Rock en Seine Victor Picon 2023

 

Il existe un certain décalage entre le logo Chromeo, très 70’s, votre univers iconographique et votre musique.
David : Exactement. D’ailleurs, on a une vraie dette envers la France parce que c’est un studio français qui a développé notre logo. Il s’appelait Surface to Air. Jeremy Rozan, le réalisateur français, dont le film Cash est disponible sur Netflix, a réalisé plusieurs clips pour nous : Hot Mess en 2010, Night by Night et Tenderoni en 2011. Charlotte Delarue, qui a développé nos visuels chez Surface to Air, est toujours notre DA, même si nous exerçons la DA globale de Chromeo. C’est notre bras droit, on ne pourrait rien faire sans elle. C’est une sensibilité très française. Chromeo, c’est une histoire de famille, ancrée dans la France. On a fait le lycée français à Montréal, donc on a eu beaucoup d’amis qui, même à Montréal, nous ramenaient des K7 de Radio Nova et de la Malka Family. Nous on achetait les compilations et c’est ça qui a fait notre éducation musicale. En fait, on est des élèves républicains. Nous sommes des enfants de Jules Ferry.

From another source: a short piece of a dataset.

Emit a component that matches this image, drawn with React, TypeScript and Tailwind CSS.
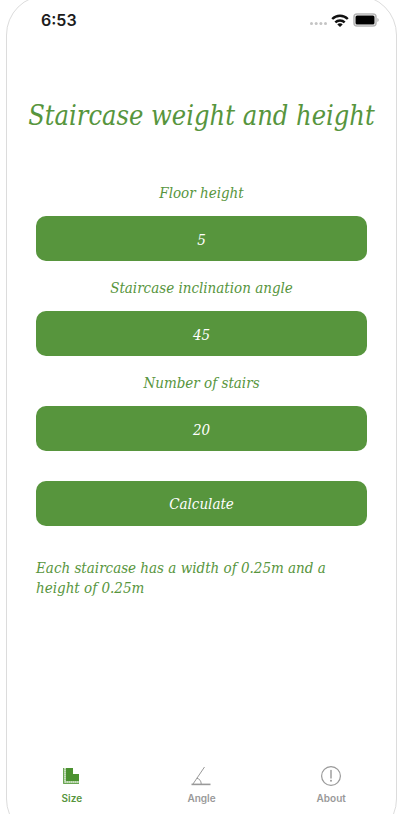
import * as React from 'react';

interface FieldProps {
    id: string;
    label: string;
    value: string;
    onChange: (value: string) => void;
}

function Field({ id, label, value, onChange }: FieldProps) {
    return (
        <div className="flex flex-col gap-[10px]">
            <label htmlFor={id} className="text-center text-[15px] leading-[26px] text-[#57953d]">
                {label}
            </label>
            <input
                id={id}
                type="text"
                inputMode="decimal"
                value={value}
                onChange={e => onChange(e.target.value)}
                className="h-[45px] w-full rounded-[10px] bg-[#57953d] pt-0.5 text-center text-[15px] text-white italic outline-none"
            />
        </div>
    );
}

function StatusBar() {
    return (
        <header className="flex h-6 items-center justify-between pl-[34px] pr-[17px] font-['Inter','Liberation_Sans',sans-serif]">
            <span className="text-base font-semibold text-[#1c1c1c]">6:53</span>
            <div className="flex items-center gap-1">
                <svg width="18" height="12" viewBox="0 0 18 12" fill="#c4c4c4" aria-hidden="true">
                    <circle cx="2.500" cy="9.500" r="1.500" />
                    <circle cx="7.200" cy="9.500" r="1.500" />
                    <circle cx="11.900" cy="9.500" r="1.500" />
                    <circle cx="16.500" cy="9.500" r="1.500" />
                </svg>
                <svg width="18" height="13" viewBox="0 0 18 13" fill="none" stroke="#111" strokeWidth="2.4" aria-hidden="true">
                    <path d="M1.2 5a11 11 0 0 1 15.6 0" />
                    <path d="M4.3 8.4a6.7 6.7 0 0 1 9.4 0" />
                    <path d="M9 12.9 6.3 10.4a3.6 3.6 0 0 1 5.4 0Z" fill="#111" stroke="none" />
                </svg>
                <svg width="26" height="14" viewBox="0 0 26 14" aria-hidden="true">
                    <rect x="1" y="1" width="22" height="12" rx="3" fill="none" stroke="#b5b5b5" strokeWidth="1.500" />
                    <rect x="2.500" y="2.500" width="19" height="9" rx="1.500" fill="#000" />
                    <path d="M24.500 5v4c1.400-.6 1.400-3.400 0-4Z" fill="#999" />
                </svg>
            </div>
        </header>
    );
}

function SizeIcon() {
    return (
        <svg width="20" height="20" viewBox="0 0 20 20" aria-hidden="true">
            <path d="M1 2h10v6h6v10H1Z" fill="#a9cb9b" />
            <path d="M4 2H11v6h6v7H4Z" fill="#4b9130" />
            <path d="M1.500 2v15.500H17" fill="none" stroke="#6aa653" />
            <path d="M3 2v14H17" fill="none" stroke="#e4f0df" strokeDasharray="1 1" />
        </svg>
    );
}

function AngleIcon() {
    return (
        <svg width="20" height="20" viewBox="0 0 20 20" fill="none" stroke="#999" aria-hidden="true">
            <path d="M0.500 18.400H19.500" strokeWidth="1.600" />
            <path d="M2 18 13.500 1" />
            <path d="M5.800 12.200a6 6 0 0 1 4.400 5.800" />
        </svg>
    );
}

function AboutIcon() {
    return (
        <svg width="22" height="20" viewBox="0 0 22 20" fill="none" stroke="#999" aria-hidden="true">
            <circle cx="11" cy="10" r="9.400" strokeWidth="1.200" />
            <path d="M11 4.500v7.500" strokeWidth="1.400" strokeLinecap="round" />
            <circle cx="11" cy="14.800" r="1" fill="#999" stroke="none" />
        </svg>
    );
}

const tabs = [
    { name: 'Size', icon: <SizeIcon /> },
    { name: 'Angle', icon: <AngleIcon /> },
    { name: 'About', icon: <AboutIcon /> },
];

export default function App() {
    const [floorHeight, setFloorHeight] = React.useState('5');
    const [angle, setAngle] = React.useState('45');
    const [stairs, setStairs] = React.useState('20');
    const [size, setSize] = React.useState('0.25');
    const [activeTab, setActiveTab] = React.useState('Size');

    const calculate = (e: React.FormEvent) => {
        e.preventDefault();
        setSize((Number(floorHeight) / Number(stairs)).toFixed(2));
    };

    return (
        <div className="flex min-h-screen overflow-hidden bg-white">
            {/* Phone frame, runs past the top and bottom edges */}
            <div className="-mt-[5px] -mb-[25px] ml-[6px] mr-[3px] flex flex-1 flex-col rounded-[40px] border border-[#dcdcdc] pt-3 pb-8">
                <StatusBar />

                <main className="flex flex-1 flex-col px-[29px] font-['DejaVu_Serif_Condensed','DejaVu_Serif',serif] italic">
                    <h1 className="-mx-4 mt-16 text-center text-[27px] leading-10 whitespace-nowrap text-[#57953d]">
                        Staircase weight and height
                    </h1>

                    <form onSubmit={calculate} className="mt-11 flex flex-col gap-[14px]">
                        <Field id="floor-height" label="Floor height" value={floorHeight} onChange={setFloorHeight} />
                        <Field id="angle" label="Staircase inclination angle" value={angle} onChange={setAngle} />
                        <Field id="stairs" label="Number of stairs" value={stairs} onChange={setStairs} />
                        <button
                            type="submit"
                            className="mt-4 h-[45px] w-full rounded-[10px] bg-[#57953d] pt-0.5 text-[15px] text-white italic"
                        >
                            Calculate
                        </button>
                    </form>

                    <p className="mt-8 text-[15px] leading-5 text-[#57953d]">
                        {`Each staircase has a width of ${size}m and a height of ${size}m`}
                    </p>
                </main>

                <nav className="grid grid-cols-3 font-['Inter','Liberation_Sans',sans-serif]">
                    {tabs.map(tab => (
                        <button
                            key={tab.name}
                            type="button"
                            onClick={() => setActiveTab(tab.name)}
                            className={`flex flex-col items-center gap-1 text-[10px] leading-4 font-semibold ${
                                activeTab === tab.name ? 'text-[#57953d]' : 'text-[#999]'
                            }`}
                        >
                            {tab.icon}
                            {tab.name}
                        </button>
                    ))}
                </nav>
            </div>
        </div>
    );
}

Et l’université dans tout ca ? (David a une maîtrise en littérature française de l’Université McGill; et a démarré un doctorat à l’Université Colombia à New-York. Il a même enseigné au Collège privé Barnard dépendant de l’Université de Columbia NDLA)
David : Ça me manque. Je n’ai toujours pas fini ma thèse. Je ne sais pas si j’y retournerai parce qu’on est occupés. Et puis, c’était une autre époque. Ça me manque et en même temps, ça fait partie de mon parcours.
Cela nourrit certainement l’aventure Chromeo
Je ne veux pas paraitre prétentieux, mais dans Chromeo il y a une aventure sémiotique. C’est de la sémiologie, c’est de l’intertexte. Donc, il y a plein de notions littéraires qui peuvent être appliquées à ce qu’on fait.